There’s no un-ringing the conspiracy theory bell, and Mr. Robot may be learning that the hard way. After a breakout year with just enough twists to keep voracious Redditors humming, Season 2 has struggled to generate the same mystery, and indeed saw its biggest twist uncovered as early as the premiere. Now. showrunner Sam Esmail chimes in, admitting “we didn’t really hide it that well.”

You’re warned of full spoilers for Mr. Robot Season 2 from here on out, including last night’s “eps2.5h4ndshake.sme,” but those who sensed something amiss in Elliot’s ironclad new regiment of sleep, diners and basketball courts were finally vindicated. No, Elliot isn’t staying with his mother, but rather behind bars, and warping the world around him to look like like a Queens neighborhood.

Of course, Mr. Robot itself would be nothing without savvy, scavenger-hunting fans, who themselves picked up on the prison theory as early as the July premiere. Creator Sam Esmail hadn’t counted on viewers cluing in that early, but nonetheless justified the twist to HitFix:

It was weird. One thing that we always do is we never want to cheat the audience. We never want it to be some extraordinarily contrived thing where we’re basically lying to the audience and what they’re seeing isn’t actually happening, and we’re fooling them. In doing that, and being honest with what is going on, even though the surroundings aren’t actually what they are, we didn’t really hide it that well, right?
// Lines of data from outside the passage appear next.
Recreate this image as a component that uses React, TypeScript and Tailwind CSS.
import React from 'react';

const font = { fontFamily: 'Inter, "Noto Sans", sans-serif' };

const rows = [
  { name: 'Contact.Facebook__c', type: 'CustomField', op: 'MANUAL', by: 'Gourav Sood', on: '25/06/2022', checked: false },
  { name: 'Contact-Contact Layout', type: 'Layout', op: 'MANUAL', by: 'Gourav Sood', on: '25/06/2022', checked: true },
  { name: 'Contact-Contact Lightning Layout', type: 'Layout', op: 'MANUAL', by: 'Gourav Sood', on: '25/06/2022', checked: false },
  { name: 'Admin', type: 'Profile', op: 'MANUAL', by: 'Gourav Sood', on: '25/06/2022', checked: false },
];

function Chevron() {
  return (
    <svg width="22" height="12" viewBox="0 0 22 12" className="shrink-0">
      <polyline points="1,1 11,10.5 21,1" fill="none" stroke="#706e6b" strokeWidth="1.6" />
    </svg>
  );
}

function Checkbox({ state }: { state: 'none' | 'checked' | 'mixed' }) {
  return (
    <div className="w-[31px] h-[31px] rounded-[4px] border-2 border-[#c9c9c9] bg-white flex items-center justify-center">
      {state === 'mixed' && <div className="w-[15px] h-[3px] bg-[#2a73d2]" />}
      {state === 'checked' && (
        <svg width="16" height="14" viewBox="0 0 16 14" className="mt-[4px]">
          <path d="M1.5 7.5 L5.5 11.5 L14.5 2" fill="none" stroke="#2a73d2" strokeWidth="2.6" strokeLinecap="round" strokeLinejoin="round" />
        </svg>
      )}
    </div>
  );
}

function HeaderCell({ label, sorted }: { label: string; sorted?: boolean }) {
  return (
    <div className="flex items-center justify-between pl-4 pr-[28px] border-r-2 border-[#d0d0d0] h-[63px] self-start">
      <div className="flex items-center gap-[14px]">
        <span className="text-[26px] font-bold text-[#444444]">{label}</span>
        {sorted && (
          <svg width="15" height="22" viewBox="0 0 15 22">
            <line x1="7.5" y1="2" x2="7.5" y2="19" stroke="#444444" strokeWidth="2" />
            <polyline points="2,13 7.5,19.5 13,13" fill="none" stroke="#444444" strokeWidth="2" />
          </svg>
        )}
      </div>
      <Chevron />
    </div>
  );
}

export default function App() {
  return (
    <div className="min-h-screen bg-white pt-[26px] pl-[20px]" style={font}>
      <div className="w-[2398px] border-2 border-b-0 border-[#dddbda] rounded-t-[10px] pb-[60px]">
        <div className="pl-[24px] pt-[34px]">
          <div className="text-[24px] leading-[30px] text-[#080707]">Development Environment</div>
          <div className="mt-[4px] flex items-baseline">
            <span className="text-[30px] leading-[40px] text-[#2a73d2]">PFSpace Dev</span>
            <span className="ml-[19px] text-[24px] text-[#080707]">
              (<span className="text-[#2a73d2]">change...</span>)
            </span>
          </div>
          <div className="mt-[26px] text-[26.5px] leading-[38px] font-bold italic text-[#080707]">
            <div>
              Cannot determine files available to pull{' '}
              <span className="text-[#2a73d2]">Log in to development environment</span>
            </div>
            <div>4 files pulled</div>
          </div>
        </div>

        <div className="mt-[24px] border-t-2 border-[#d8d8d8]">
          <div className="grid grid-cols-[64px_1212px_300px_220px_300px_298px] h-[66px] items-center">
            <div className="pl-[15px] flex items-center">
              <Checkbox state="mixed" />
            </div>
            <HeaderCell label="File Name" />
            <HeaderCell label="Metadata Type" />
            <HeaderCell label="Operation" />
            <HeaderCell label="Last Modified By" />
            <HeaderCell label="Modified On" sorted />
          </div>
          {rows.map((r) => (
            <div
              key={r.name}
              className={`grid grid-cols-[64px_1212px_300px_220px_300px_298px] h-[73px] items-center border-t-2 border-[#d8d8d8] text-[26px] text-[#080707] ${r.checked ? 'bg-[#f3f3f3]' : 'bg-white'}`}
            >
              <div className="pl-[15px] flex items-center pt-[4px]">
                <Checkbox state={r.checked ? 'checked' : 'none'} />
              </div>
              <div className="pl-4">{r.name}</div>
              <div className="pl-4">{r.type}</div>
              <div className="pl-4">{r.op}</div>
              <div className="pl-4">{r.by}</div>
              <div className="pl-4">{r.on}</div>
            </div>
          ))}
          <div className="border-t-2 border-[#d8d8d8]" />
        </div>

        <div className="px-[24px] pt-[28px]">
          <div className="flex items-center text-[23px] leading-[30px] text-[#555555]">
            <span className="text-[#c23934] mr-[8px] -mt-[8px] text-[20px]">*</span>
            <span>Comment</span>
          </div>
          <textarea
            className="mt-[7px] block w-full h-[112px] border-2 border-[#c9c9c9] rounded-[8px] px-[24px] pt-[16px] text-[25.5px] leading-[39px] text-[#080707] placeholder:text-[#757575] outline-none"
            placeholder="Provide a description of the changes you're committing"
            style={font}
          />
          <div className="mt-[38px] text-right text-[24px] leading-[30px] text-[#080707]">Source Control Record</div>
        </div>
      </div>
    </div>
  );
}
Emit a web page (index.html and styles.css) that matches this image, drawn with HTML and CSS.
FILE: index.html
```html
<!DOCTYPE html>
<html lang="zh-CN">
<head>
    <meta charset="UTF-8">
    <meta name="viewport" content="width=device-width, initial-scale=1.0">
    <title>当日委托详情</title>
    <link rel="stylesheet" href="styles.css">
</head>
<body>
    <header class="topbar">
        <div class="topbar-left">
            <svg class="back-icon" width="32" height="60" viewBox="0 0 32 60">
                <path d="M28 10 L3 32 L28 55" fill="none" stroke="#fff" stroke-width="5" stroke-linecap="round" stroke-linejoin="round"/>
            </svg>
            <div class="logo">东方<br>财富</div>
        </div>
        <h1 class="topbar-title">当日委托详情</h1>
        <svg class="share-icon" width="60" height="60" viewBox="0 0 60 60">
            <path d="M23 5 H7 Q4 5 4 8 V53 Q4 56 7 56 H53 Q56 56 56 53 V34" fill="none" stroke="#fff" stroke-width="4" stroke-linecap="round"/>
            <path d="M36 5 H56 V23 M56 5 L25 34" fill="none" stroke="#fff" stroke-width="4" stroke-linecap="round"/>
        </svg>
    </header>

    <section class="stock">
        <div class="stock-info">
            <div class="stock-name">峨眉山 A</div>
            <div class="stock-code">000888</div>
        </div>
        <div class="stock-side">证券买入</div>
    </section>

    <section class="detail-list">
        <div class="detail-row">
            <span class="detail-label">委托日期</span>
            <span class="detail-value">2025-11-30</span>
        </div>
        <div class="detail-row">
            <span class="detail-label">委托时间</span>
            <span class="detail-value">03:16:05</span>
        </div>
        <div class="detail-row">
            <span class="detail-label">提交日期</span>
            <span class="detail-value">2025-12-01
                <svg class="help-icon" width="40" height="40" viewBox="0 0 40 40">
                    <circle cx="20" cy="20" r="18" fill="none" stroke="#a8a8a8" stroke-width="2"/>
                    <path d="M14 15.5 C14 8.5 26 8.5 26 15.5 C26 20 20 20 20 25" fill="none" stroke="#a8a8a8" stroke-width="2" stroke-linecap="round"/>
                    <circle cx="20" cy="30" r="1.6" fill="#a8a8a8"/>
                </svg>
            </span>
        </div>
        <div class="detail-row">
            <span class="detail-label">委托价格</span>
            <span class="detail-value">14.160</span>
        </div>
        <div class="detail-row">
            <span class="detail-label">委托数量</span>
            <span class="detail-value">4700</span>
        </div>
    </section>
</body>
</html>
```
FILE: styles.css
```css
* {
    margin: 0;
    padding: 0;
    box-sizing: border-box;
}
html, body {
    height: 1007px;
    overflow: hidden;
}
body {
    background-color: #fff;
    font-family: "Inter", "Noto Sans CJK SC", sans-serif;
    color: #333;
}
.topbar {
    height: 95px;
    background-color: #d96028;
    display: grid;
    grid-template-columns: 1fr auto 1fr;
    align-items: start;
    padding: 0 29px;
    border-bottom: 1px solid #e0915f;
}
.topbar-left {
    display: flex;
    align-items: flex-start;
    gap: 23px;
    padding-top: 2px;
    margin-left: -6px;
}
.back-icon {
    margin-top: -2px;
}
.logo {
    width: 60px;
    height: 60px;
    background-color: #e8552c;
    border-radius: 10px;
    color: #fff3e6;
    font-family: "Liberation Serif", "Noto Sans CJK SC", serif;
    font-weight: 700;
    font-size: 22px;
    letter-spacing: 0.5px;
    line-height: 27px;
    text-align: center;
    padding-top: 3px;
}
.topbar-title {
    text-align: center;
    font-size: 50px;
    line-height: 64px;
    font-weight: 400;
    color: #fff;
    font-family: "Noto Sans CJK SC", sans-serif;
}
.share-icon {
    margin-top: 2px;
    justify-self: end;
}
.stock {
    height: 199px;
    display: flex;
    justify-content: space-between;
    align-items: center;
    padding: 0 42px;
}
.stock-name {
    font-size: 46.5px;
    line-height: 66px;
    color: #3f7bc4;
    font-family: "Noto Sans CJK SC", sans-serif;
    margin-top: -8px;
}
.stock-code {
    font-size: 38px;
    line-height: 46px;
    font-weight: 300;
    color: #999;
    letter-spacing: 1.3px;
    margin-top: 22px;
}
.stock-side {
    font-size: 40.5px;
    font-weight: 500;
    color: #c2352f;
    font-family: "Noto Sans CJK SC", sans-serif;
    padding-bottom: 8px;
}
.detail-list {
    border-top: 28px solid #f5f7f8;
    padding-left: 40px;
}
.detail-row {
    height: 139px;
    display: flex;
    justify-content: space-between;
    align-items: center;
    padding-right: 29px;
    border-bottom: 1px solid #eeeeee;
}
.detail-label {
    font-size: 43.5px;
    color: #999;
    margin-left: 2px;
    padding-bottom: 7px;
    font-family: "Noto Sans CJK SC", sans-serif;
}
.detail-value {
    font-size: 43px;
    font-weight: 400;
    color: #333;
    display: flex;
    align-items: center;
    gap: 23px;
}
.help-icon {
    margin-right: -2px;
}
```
I didn’t expect people to catch on from the very first episode, but I thought people would start to theorize and catch on. Look, a reveal is great when it’s surprising, but it’s terrible when it feels like a cheat. To me, the fact that some people who guessed it may not be surprised, it verifies that we didn’t cheat anybody, because it adds up and makes sense to them still.

In particular, Esmail noted their intent to stay “as authentic to Elliot as possible” by keeping at least some mystery to his perspective, even if it ran the risk of viewers constantly questioning the show’s reality. All of Season 2's Elliot story has actually taken place, albeit in a slightly different context than we’ve seen it, which Esmail insists was truer to the character:

We’re not in it for gotcha moments or shocking the audience, but we’re in it for interesting reveals and deepening and enriching Elliot’s experience. We felt that him going through his prison sentence in this way was more true to life to Elliot than actually having seen it as a prison.

It’s worth acknowledging that Season 1 also featured story turns that weren’t deliberately hidden from viewers, sometimes even for the sake of disguising even bigger twists. Season 2 has at least five episodes left in its run, but will Elliot’s prison reveal finally take the weight off? When did signs of his reality become too much to ignore?